Actually, I dunno, a single human being who lives like that and I'm very, very glad Sir Michael Marmot raised the spectrum of austerity because this cost-of-living crisis has been treated by the media as though it has fallen outta a clear blue sky. Like it's a complete shock. Like, oh, oh, no, look, everyone's, everyone's struggling now. We're suffering now. And I think the reason that it's made such, um, headline news is because it no longer affects a sort of an invisible class of people who don't have recourse to the media and whose voices tend not to be raised in old media platforms.
Now it's affecting the friends of the, of the media elites and people that they know, or people they might have gone to school with or people who live in their neighbourhoods. It's suddenly become a problem and a problem that is being widely discussed.
The services that were put in place in order to assist people who were, um, were struggling financially, um, are, have been decimated from benefits to the child benefit cap to which is so disproportionately applied as to be laughable, um, to, you know, the two-child limit on tax credits to the cuts to services. So cuts to social services, cuts to health and social care, the entire dismantling of the NHS in order to justify the private healthcare. We, um, so when people find themselves in difficulty now there's the places where they could have gone for a little bit of help no longer exist. And that's how we've ended up in, in the scale of the crisis that we have.

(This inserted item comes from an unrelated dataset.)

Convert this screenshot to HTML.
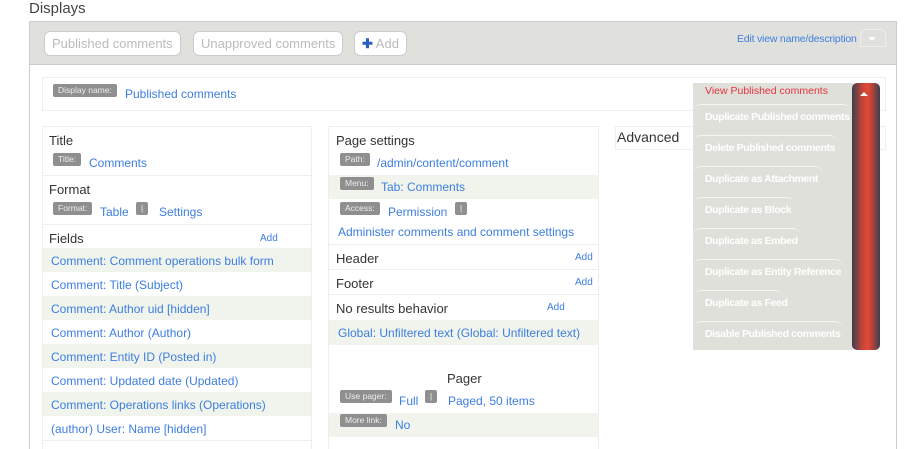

So what we have now is we have a sort of an underground subterranean ana welfare safety net that sits underneath what used to be the welfare safety net. So we've got this patchwork of community organizations and food banks and fuel banks and baby banks and bed banks and, and organizations that help people out with sort of short term loans or, or short term or just, you know, cash bonds when they need to fill a hole, um, that shouldn't exist in the first place. It's an absolute disgrace. that that need is there in the first place and that that need is reliant on people who don't, people who don't have very much themselves.
And it's a patchwork postcode lottery so there are millions of people who are not getting the help that they need, and um, and the long term impacts of that on health and social care and on the justice system and on education are going to be something that we will not really understand for decades to come.